* Stated goal: Look through the records and report how many lines include the word "screenshot", with no other words.

+ + +

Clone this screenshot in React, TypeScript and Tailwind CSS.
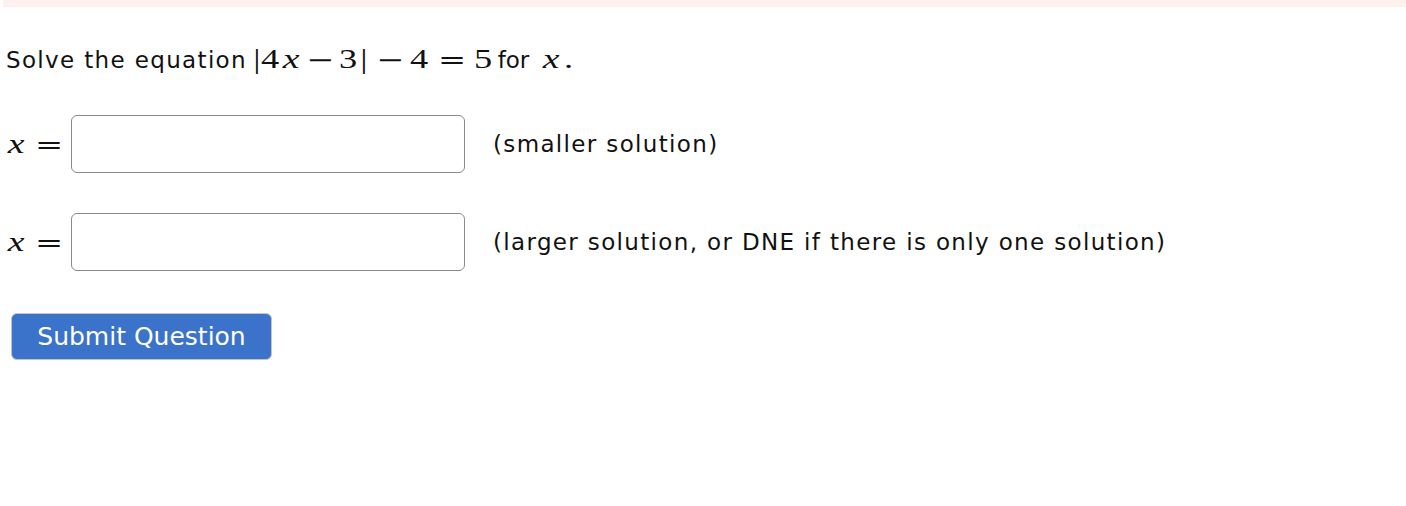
import React from 'react';

const serif = { fontFamily: '"Liberation Serif", "DejaVu Serif", serif' };
const opFont = { fontFamily: '"DejaVu Serif", "Liberation Serif", serif' };

// one math glyph centred in a fixed-width slot, so spacing follows the typeset original
const Tok: React.FC<{ w: number; italic?: boolean; op?: boolean; children: React.ReactNode }> = ({ w, italic, op, children }) => (
  <span className="flex justify-center whitespace-nowrap" style={{ width: w }}>
    <span
      className={`inline-block ${italic ? 'italic scale-x-[1.35]' : ''} ${op ? 'text-[24px] scale-x-[1.4]' : 'text-[28px]'} ${!italic && !op ? 'scale-x-[1.3]' : ''}`}
      style={op ? opFont : serif}
    >
      {children}
    </span>
  </span>
);

const AnswerRow: React.FC<{ label: string }> = ({ label }) => (
  <div className="flex items-center h-[58px]">
    <div className="w-[71px] flex items-baseline">
      <Tok w={32} italic>x</Tok>
      <span className="ml-[5px]"><Tok w={24} op>=</Tok></span>
    </div>
    <input
      type="text"
      className="w-[394px] h-[58px] border border-[#8a8a8a] rounded-[6px] bg-white outline-none"
    />
    <span className="ml-[28px] text-[23px] tracking-[1.35px] text-[#111]">{label}</span>
  </div>
);

export default function App() {
  return (
    <div
      className="w-[1406px] h-[506px] bg-white text-[#111]"
      style={{ fontFamily: '"DejaVu Sans", Verdana, sans-serif' }}
    >
      <div className="ml-[3px] h-[7px] bg-[#fdf0ef]" />

      <div className="mt-[34px] pl-[6px] flex items-baseline leading-[36px]">
        <span className="w-[248px] text-[23px] tracking-[1.35px] whitespace-nowrap">Solve the equation</span>
        <Tok w={6}>|</Tok>
        <Tok w={20}>4</Tok>
        <Tok w={22} italic>x</Tok>
        <Tok w={36} op>−</Tok>
        <Tok w={20}>3</Tok>
        <Tok w={12}>|</Tok>
        <Tok w={40} op>−</Tok>
        <Tok w={18}>4</Tok>
        <Tok w={48} op>=</Tok>
        <Tok w={14}>5</Tok>
        <span className="w-[47px] flex justify-center text-[23px]">for</span>
        <Tok w={28} italic>x</Tok>
        <Tok w={6}>.</Tok>
      </div>

      <div className="mt-[37px] flex flex-col gap-[40px]">
        <AnswerRow label="(smaller solution)" />
        <AnswerRow label="(larger solution, or DNE if there is only one solution)" />
      </div>

      <div className="mt-[42px] pl-[11px]">
        <button className="w-[261px] h-[47px] bg-[#3a73c9] border border-[#c4c4c4] rounded-[6px] text-white text-[25px] leading-none">
          Submit Question
        </button>
      </div>
    </div>
  );
}
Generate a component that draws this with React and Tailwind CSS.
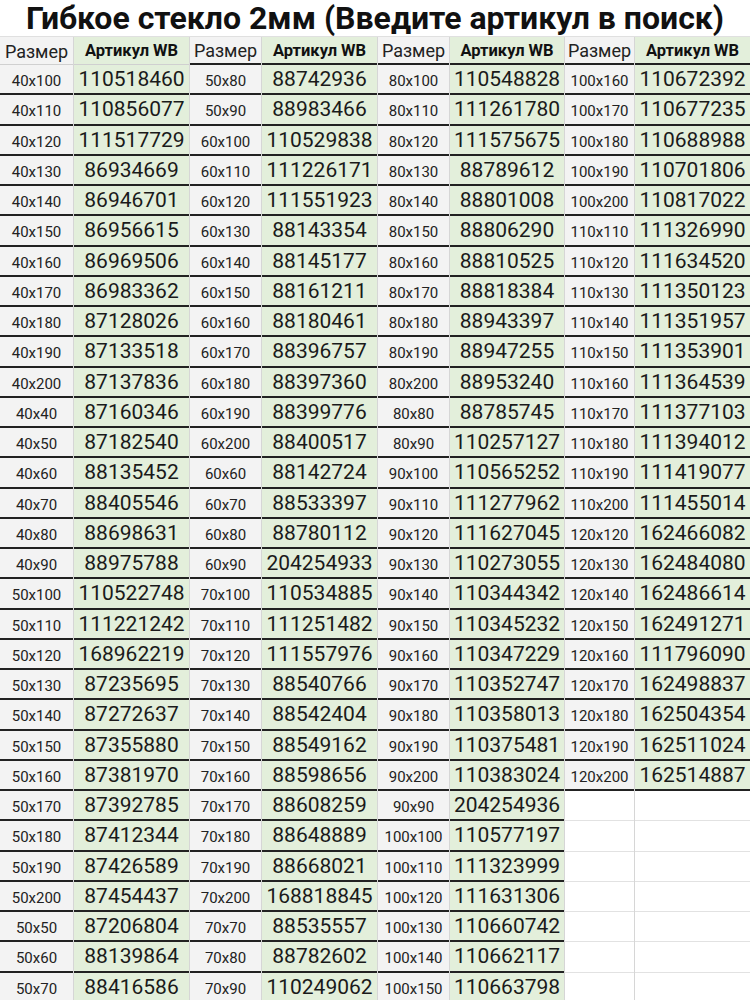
import React from 'react';

const cols = [
  [
    ['40x100', '110518460'], ['40x110', '110856077'], ['40x120', '111517729'], ['40x130', '86934669'],
    ['40x140', '86946701'], ['40x150', '86956615'], ['40x160', '86969506'], ['40x170', '86983362'],
    ['40x180', '87128026'], ['40x190', '87133518'], ['40x200', '87137836'], ['40x40', '87160346'],
    ['40x50', '87182540'], ['40x60', '88135452'], ['40x70', '88405546'], ['40x80', '88698631'],
    ['40x90', '88975788'], ['50x100', '110522748'], ['50x110', '111221242'], ['50x120', '168962219'],
    ['50x130', '87235695'], ['50x140', '87272637'], ['50x150', '87355880'], ['50x160', '87381970'],
    ['50x170', '87392785'], ['50x180', '87412344'], ['50x190', '87426589'], ['50x200', '87454437'],
    ['50x50', '87206804'], ['50x60', '88139864'], ['50x70', '88416586'],
  ],
  [
    ['50x80', '88742936'], ['50x90', '88983466'], ['60x100', '110529838'], ['60x110', '111226171'],
    ['60x120', '111551923'], ['60x130', '88143354'], ['60x140', '88145177'], ['60x150', '88161211'],
    ['60x160', '88180461'], ['60x170', '88396757'], ['60x180', '88397360'], ['60x190', '88399776'],
    ['60x200', '88400517'], ['60x60', '88142724'], ['60x70', '88533397'], ['60x80', '88780112'],
    ['60x90', '204254933'], ['70x100', '110534885'], ['70x110', '111251482'], ['70x120', '111557976'],
    ['70x130', '88540766'], ['70x140', '88542404'], ['70x150', '88549162'], ['70x160', '88598656'],
    ['70x170', '88608259'], ['70x180', '88648889'], ['70x190', '88668021'], ['70x200', '168818845'],
    ['70x70', '88535557'], ['70x80', '88782602'], ['70x90', '110249062'],
  ],
  [
    ['80x100', '110548828'], ['80x110', '111261780'], ['80x120', '111575675'], ['80x130', '88789612'],
    ['80x140', '88801008'], ['80x150', '88806290'], ['80x160', '88810525'], ['80x170', '88818384'],
    ['80x180', '88943397'], ['80x190', '88947255'], ['80x200', '88953240'], ['80x80', '88785745'],
    ['80x90', '110257127'], ['90x100', '110565252'], ['90x110', '111277962'], ['90x120', '111627045'],
    ['90x130', '110273055'], ['90x140', '110344342'], ['90x150', '110345232'], ['90x160', '110347229'],
    ['90x170', '110352747'], ['90x180', '110358013'], ['90x190', '110375481'], ['90x200', '110383024'],
    ['90x90', '204254936'], ['100x100', '110577197'], ['100x110', '111323999'], ['100x120', '111631306'],
    ['100x130', '110660742'], ['100x140', '110662117'], ['100x150', '110663798'],
  ],
  [
    ['100x160', '110672392'], ['100x170', '110677235'], ['100x180', '110688988'], ['100x190', '110701806'],
    ['100x200', '110817022'], ['110x110', '111326990'], ['110x120', '111634520'], ['110x130', '111350123'],
    ['110x140', '111351957'], ['110x150', '111353901'], ['110x160', '111364539'], ['110x170', '111377103'],
    ['110x180', '111394012'], ['110x190', '111419077'], ['110x200', '111455014'], ['120x120', '162466082'],
    ['120x130', '162484080'], ['120x140', '162486614'], ['120x150', '162491271'], ['120x160', '111796090'],
    ['120x170', '162498837'], ['120x180', '162504354'], ['120x190', '162511024'], ['120x200', '162514887'],
  ],
];

// light grey row background shows through the 1px column gaps as grid lines
const grid = 'grid grid-cols-[73px_115px_71px_115px_71px_114px_69px_115px] grid-rows-1 gap-x-px bg-[#d6d6d6]';

function Cell({ tone, light, className, children }) {
  const bg = tone === 'size' ? 'bg-[#f3f3f3]' : 'bg-[#e3efdb]';
  const line = light ? 'h-px bg-[#d0d0d0]' : 'h-[2px] bg-[#222222]';
  return (
    <div className={`flex flex-col min-h-0 overflow-hidden ${bg}`}>
      <div className={`flex-1 flex items-center justify-center min-h-0 leading-none ${className}`}>{children}</div>
      <div className={`shrink-0 ${line}`} />
    </div>
  );
}

function Empty() {
  return (
    <div className="flex flex-col min-h-0 bg-white">
      <div className="flex-1" />
      <div className="h-px shrink-0 bg-[#e2e2e2]" />
    </div>
  );
}

function Pair({ item }) {
  if (!item) {
    return (
      <>
        <Empty />
        <Empty />
      </>
    );
  }
  return (
    <>
      <Cell tone="size" className="pt-[5px] text-[15px] text-[#222]">{item[0]}</Cell>
      <Cell tone="art" className="pt-[1px] text-[21px] text-[#1a1a1a]">{item[1]}</Cell>
    </>
  );
}

export default function App() {
  const rows = Array.from({ length: 31 }, (_, i) => i);
  return (
    <div className="w-[750px] bg-white font-['Roboto','Liberation_Sans',sans-serif] overflow-hidden">
      <div className="h-[36px] flex items-center justify-center text-[32px] font-bold text-[#111] leading-none whitespace-nowrap">
        Гибкое стекло 2мм (Введите артикул в поиск)
      </div>
      <div className="h-px bg-[#e0e0e0]" />
      <div className={`${grid} h-[28px]`}>
        {cols.map((_, i) => (
          <React.Fragment key={i}>
            <Cell tone="size" light={i === 0} className="pt-[2px] text-[18px] text-[#222]">Размер</Cell>
            <Cell tone="art" light={i === 0} className="pt-[2px] text-[16.5px] font-bold text-[#111]">Артикул WB</Cell>
          </React.Fragment>
        ))}
      </div>
      {rows.map((r) => (
        <div key={r} className={`${grid} h-[30.25px]`}>
          {cols.map((c, i) => (
            <Pair key={i} item={c[r]} />
          ))}
        </div>
      ))}
    </div>
  );
}
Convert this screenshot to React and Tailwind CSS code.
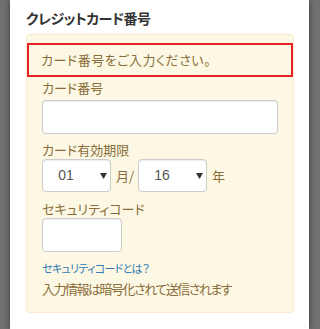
import React from 'react';

const jp = "font-['Noto_Sans_CJK_JP','Noto_Sans',sans-serif] [font-feature-settings:'palt']";

function FakeSelect({ value }) {
  return (
    <div className="relative flex h-[33px] w-[69px] items-center rounded-[4px] border border-[#cccccc] bg-white shadow-[inset_0_1px_1px_rgba(0,0,0,0.075)]">
      <span className="w-[46px] text-center font-['Liberation_Sans',Arial,sans-serif] text-[14px] text-[#555555]">
        {value}
      </span>
      <svg className="absolute left-[57px] top-[13px]" width="7" height="7" viewBox="0 0 7 7">
        <path d="M0 0 L7 0 L3.5 6 Z" fill="#333333" />
      </svg>
    </div>
  );
}

export default function App() {
  return (
    <div className={`flex h-[329px] w-[320px] bg-[#717171] ${jp}`}>
      <div className="ml-[10px] h-full w-[299px] bg-white shadow-[0_0_6px_rgba(0,0,0,0.55)]">
        <h2 className="mt-[8px] ml-[16px] h-[20px] text-[14px] font-bold leading-[20px] tracking-[-0.5px] text-[#333333]">
          クレジットカード番号
        </h2>
        <div className="mt-[6px] ml-[16px] w-[268px] rounded-[4px] border border-[#faebcc] bg-[#fcf8e3] pt-[8px] pb-[13px] text-[#8a6d3b]">
          <div className="flex h-[34px] items-center border-2 border-[#e8212e] px-[12px] text-[13px] tracking-[0.5px]">
            カード番号をご入力ください。
          </div>
          <div className="px-[15px]">
            <div className="mt-[1px] h-[22px] text-[13px] leading-[20px]">カード番号</div>
            <div className="h-[34px] w-[236px] rounded-[4px] border border-[#cccccc] bg-white shadow-[inset_0_1px_1px_rgba(0,0,0,0.075)]" />
            <div className="mt-[6px] h-[19px] text-[13px] leading-[20px]">カード有効期限</div>
            <div className="flex items-center">
              <FakeSelect value="01" />
              <span className="ml-[5px] mr-[4px] text-[13px]">月/</span>
              <FakeSelect value="16" />
              <span className="ml-[5px] text-[13px]">年</span>
            </div>
            <div className="mt-[7px] h-[19px] text-[13px] leading-[19px]">セキュリティコード</div>
            <div className="h-[34px] w-[80px] rounded-[4px] border border-[#cccccc] bg-white shadow-[inset_0_1px_1px_rgba(0,0,0,0.075)]" />
            <div className="mt-[8px] h-[16px] text-[11px] leading-[16px] tracking-[-0.7px] text-[#337ab7]">セキュリティコードとは？</div>
            <div className="mt-[3px] h-[20px] text-[13px] leading-[20px] tracking-[-1.5px]">入力情報は暗号化されて送信されます</div>
          </div>
        </div>
      </div>
    </div>
  );
}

+ + +

* Response to the task: 2